The main job of a tester is to advocate for the user and to make the quality of the system transparent so the team can make effective decisions around their test automation and their test strategy. They're not primarily working on manual regression testing. This is a case where the computers are laughing at us if we're having human beings manually do regression against the system under test. That's something that should be automated. What they should be doing is focusing on exploratory testing and helping to build and maintain the suites of automated tests. That should be the main work of testers.

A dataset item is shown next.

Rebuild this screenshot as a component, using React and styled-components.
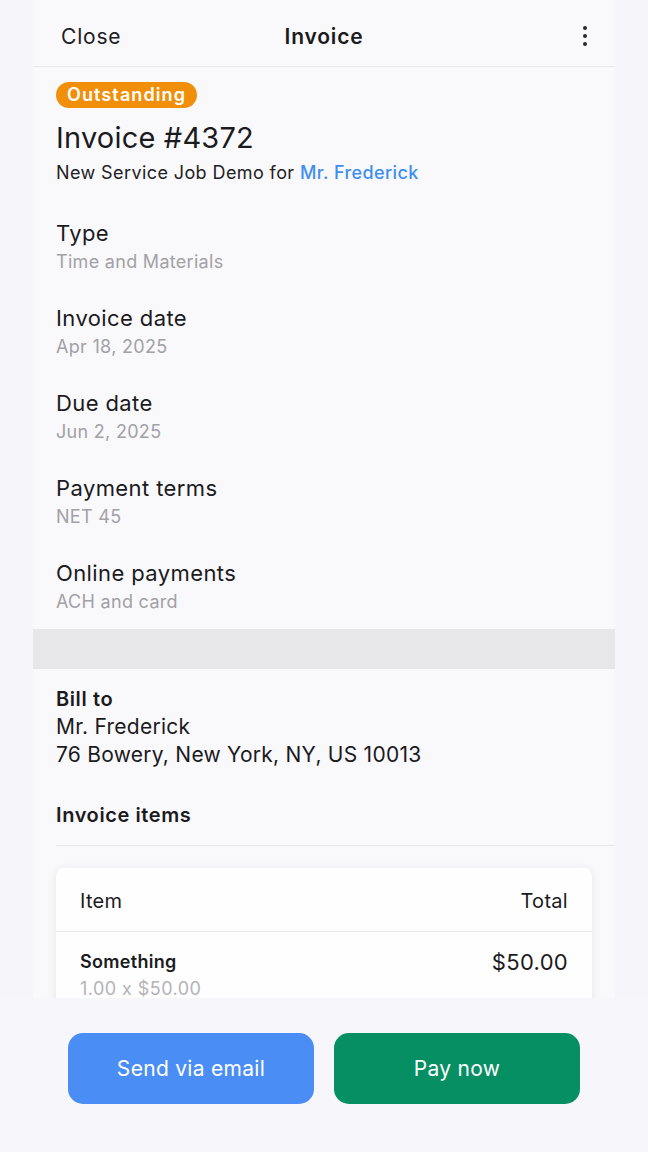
import React from "react";
import styled, { createGlobalStyle } from "styled-components";

const GlobalStyle = createGlobalStyle`
  html, body {
    margin: 0;
    padding: 0;
    background: #f6f5f9;
    font-family: Inter, "Liberation Sans", sans-serif;
    color: #1b1b1d;
  }
  * { box-sizing: border-box; }
`;

const Screen = styled.div`
  height: 1152px;
  display: flex;
  flex-direction: column;
  background: #f6f5f9;
`;

const Scroll = styled.div`
  flex: 1;
  overflow: hidden;
`;

const Column = styled.div`
  width: 582px;
  margin: 0 auto;
  background: #f9f8fb;
  min-height: 100%;
`;

const TopBar = styled.div`
  height: 67px;
  display: grid;
  grid-template-columns: 1fr auto 1fr;
  align-items: center;
  padding: 6px 28px 0;
  border-bottom: 1px solid #e9e8ec;
`;

const Close = styled.span`
  font-size: 21px;
  letter-spacing: 0.8px;
  color: #202022;
`;

const Title = styled.span`
  font-size: 21px;
  font-weight: 600;
  letter-spacing: 0.8px;
`;

const Kebab = styled.span`
  justify-self: end;
  display: flex;
  flex-direction: column;
  gap: 4px;
  i {
    width: 4px;
    height: 4px;
    border-radius: 50%;
    background: #2a2a2c;
  }
`;

const Section = styled.div`
  padding: ${p => p.$pad || "15px 23px 0"};
`;

const Badge = styled.span`
  display: inline-block;
  background: #f18f0b;
  color: #fff;
  font-size: 18px;
  font-weight: 600;
  line-height: 26px;
  padding: 0 11px;
  border-radius: 13px;
  letter-spacing: 1.1px;
`;

const InvoiceNo = styled.h1`
  margin: 12px 0 0;
  font-size: 29px;
  font-weight: 400;
  line-height: 36px;
  letter-spacing: 0.2px;
`;

const Sub = styled.div`
  font-size: 18px;
  line-height: 24px;
  letter-spacing: 0.4px;
  margin-top: 5px;
  color: #222;
  a {
    color: #3f8ff0;
    font-weight: 500;
    text-decoration: none;
  }
`;

const Fields = styled.div`
  margin-top: 33px;
  display: flex;
  flex-direction: column;
  gap: 27px;
  padding-bottom: 13px;
`;

const Field = styled.div`
  display: flex;
  flex-direction: column;
`;

const Label = styled.span`
  font-size: 22px;
  line-height: 30px;
  letter-spacing: 0.4px;
`;

const Value = styled.span`
  font-size: 18px;
  line-height: 28px;
  letter-spacing: 0.3px;
  color: #a2a1a6;
`;

const Band = styled.div`
  height: 40px;
  background: #e7e6e9;
`;

const Heading = styled.div`
  font-size: 20px;
  font-weight: 600;
  line-height: 28px;
  letter-spacing: 0.6px;
`;

const Line = styled.div`
  font-size: 21px;
  line-height: 28px;
  letter-spacing: 0.25px;
`;

const ItemsHead = styled.div`
  margin-top: 32px;
  padding-bottom: 16px;
  border-bottom: 1px solid #e6e5e9;
`;

const Card = styled.div`
  margin: 22px 23px 0 23px;
  background: #fefeff;
  border-radius: 8px;
  box-shadow: 0 1px 10px rgba(0, 0, 0, 0.08);
`;

const Row = styled.div`
  display: flex;
  justify-content: space-between;
  align-items: ${p => (p.$head ? "center" : "flex-start")};
  padding: ${p => (p.$head ? "2px 24px 0" : "16px 24px 20px")};
  height: ${p => (p.$head ? "64px" : "auto")};
  border-bottom: ${p => (p.$head ? "1px solid #e8e7eb" : "none")};
`;

const Cell = styled.span`
  font-size: ${p => p.$size || "20px"};
  font-weight: ${p => p.$weight || 400};
  line-height: 28px;
  letter-spacing: 0.3px;
`;

const ItemName = styled.div`
  display: flex;
  flex-direction: column;
`;

const Qty = styled.span`
  font-size: 18px;
  line-height: 26px;
  letter-spacing: 0.45px;
  color: #b4b3b8;
`;

const Footer = styled.div`
  height: 154px;
  flex: none;
  display: grid;
  grid-template-columns: 1fr 1fr;
  gap: 20px;
  padding: 35px 68px 48px;
  background: #f7f6fa;
`;

const Button = styled.button`
  border: none;
  border-radius: 15px;
  background: ${p => p.$bg};
  color: #fff;
  font-family: inherit;
  font-size: 21px;
  font-weight: 400;
  letter-spacing: 0.3px;
`;

const fields = [
  ["Type", "Time and Materials"],
  ["Invoice date", "Apr 18, 2025"],
  ["Due date", "Jun 2, 2025"],
  ["Payment terms", "NET 45"],
  ["Online payments", "ACH and card"],
];

export default function App() {
  return (
    <Screen>
      <GlobalStyle />
      <Scroll>
        <Column>
          <TopBar>
            <Close>Close</Close>
            <Title>Invoice</Title>
            <Kebab><i /><i /><i /></Kebab>
          </TopBar>
          <Section>
            <Badge>Outstanding</Badge>
            <InvoiceNo>Invoice #4372</InvoiceNo>
            <Sub>New Service Job Demo for <a href="#">Mr. Frederick</a></Sub>
            <Fields>
              {fields.map(([l, v]) => (
                <Field key={l}>
                  <Label>{l}</Label>
                  <Value>{v}</Value>
                </Field>
              ))}
            </Fields>
          </Section>
          <Band />
          <Section $pad="16px 0 0 23px">
            <Heading>Bill to</Heading>
            <Line>Mr. Frederick</Line>
            <Line>76 Bowery, New York, NY, US 10013</Line>
            <ItemsHead>
              <Heading>Invoice items</Heading>
            </ItemsHead>
          </Section>
          <Card>
            <Row $head>
              <Cell>Item</Cell>
              <Cell>Total</Cell>
            </Row>
            <Row>
              <ItemName>
                <Cell $size="18px" $weight={600}>Something</Cell>
                <Qty>1.00 x $50.00</Qty>
              </ItemName>
              <Cell $size="22px">$50.00</Cell>
            </Row>
          </Card>
        </Column>
      </Scroll>
      <Footer>
        <Button $bg="#4a8ef5">Send via email</Button>
        <Button $bg="#058f63">Pay now</Button>
      </Footer>
    </Screen>
  );
}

Takeaways from this section of the course. It's important to make sure that your acceptance tests are running before you can say that you're done with any functionality. Being able to say that you're done requires that you complete the tests. I'm not that religious about writing acceptance tests before you write the code. I've seen it work well either way. Either write the acceptance test before or afterwards, but the important thing is you should finish the acceptance test before you say you're done with the functionality. It's very important to use nice layered architecture for your test harness and make sure that you encapsulate interaction with the system under test using a pattern like the page object pattern. Those acceptance tests must be owned by and maintained by the whole team. They're not just the responsibility of the testers. Where that's true often the developers just don't pay attention to them and then they degrade and become very painful to maintain and often become of zero value.